**AIM**
Answer with one number: how many lines hold the string "page".

** START OF PROVIDED RECORDS **

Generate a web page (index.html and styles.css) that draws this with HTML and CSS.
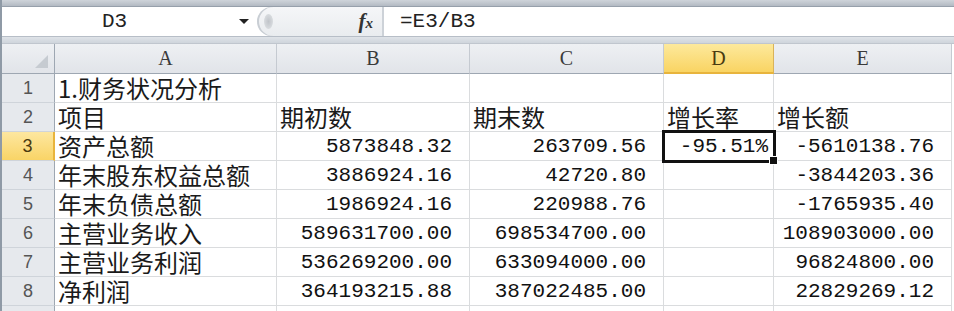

** END OF PROVIDED RECORDS **
** START OF PROVIDED RECORDS **

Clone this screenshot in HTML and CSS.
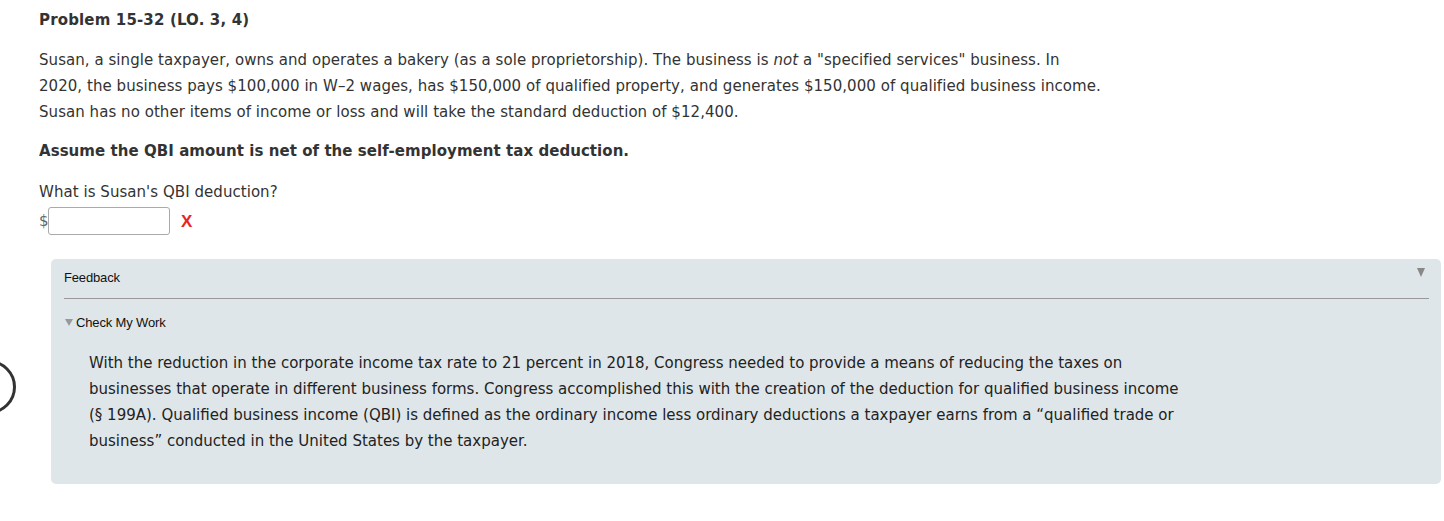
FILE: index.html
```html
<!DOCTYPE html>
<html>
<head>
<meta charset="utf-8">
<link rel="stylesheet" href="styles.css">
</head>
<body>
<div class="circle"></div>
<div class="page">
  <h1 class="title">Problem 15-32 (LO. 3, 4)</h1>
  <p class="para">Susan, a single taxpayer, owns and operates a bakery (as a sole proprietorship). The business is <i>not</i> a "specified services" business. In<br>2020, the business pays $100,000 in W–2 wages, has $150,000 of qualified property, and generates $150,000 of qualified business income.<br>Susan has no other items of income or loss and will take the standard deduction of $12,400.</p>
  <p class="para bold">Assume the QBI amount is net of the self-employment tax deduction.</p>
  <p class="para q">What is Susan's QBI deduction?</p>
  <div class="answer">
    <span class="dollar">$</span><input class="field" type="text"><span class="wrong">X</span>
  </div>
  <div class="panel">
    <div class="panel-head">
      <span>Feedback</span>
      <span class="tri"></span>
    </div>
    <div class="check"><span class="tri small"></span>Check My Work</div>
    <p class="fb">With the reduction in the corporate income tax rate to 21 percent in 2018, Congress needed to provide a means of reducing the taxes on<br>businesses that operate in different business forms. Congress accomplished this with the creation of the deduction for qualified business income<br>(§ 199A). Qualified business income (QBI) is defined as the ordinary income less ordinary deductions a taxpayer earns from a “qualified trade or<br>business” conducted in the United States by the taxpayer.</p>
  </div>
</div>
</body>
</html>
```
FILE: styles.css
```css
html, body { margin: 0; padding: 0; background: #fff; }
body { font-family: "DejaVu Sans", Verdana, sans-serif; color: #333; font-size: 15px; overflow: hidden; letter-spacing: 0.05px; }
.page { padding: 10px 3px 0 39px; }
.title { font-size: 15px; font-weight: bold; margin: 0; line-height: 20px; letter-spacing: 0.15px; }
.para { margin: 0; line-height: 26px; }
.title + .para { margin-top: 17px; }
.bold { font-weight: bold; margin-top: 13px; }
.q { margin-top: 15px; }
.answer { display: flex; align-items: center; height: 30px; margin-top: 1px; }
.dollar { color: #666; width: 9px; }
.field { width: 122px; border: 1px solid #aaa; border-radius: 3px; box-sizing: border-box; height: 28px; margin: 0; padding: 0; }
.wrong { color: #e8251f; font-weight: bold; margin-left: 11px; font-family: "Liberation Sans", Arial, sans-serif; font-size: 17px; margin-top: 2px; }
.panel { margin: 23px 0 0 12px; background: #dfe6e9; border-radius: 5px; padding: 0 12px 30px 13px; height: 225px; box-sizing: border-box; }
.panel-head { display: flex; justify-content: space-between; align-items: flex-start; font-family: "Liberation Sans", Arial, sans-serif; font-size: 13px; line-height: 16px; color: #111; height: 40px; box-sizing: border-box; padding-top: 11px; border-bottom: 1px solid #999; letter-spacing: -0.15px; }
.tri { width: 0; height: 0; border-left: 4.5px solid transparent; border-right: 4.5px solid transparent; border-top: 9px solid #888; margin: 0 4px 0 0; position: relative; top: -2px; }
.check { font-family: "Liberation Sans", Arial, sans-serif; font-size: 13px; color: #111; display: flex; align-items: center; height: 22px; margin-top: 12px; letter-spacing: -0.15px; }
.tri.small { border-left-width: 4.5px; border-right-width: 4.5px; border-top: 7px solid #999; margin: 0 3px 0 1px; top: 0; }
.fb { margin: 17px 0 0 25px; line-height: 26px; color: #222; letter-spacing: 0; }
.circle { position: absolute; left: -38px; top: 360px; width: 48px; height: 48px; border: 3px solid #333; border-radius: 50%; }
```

** END OF PROVIDED RECORDS **

**RESULT OF THIS TASK**
3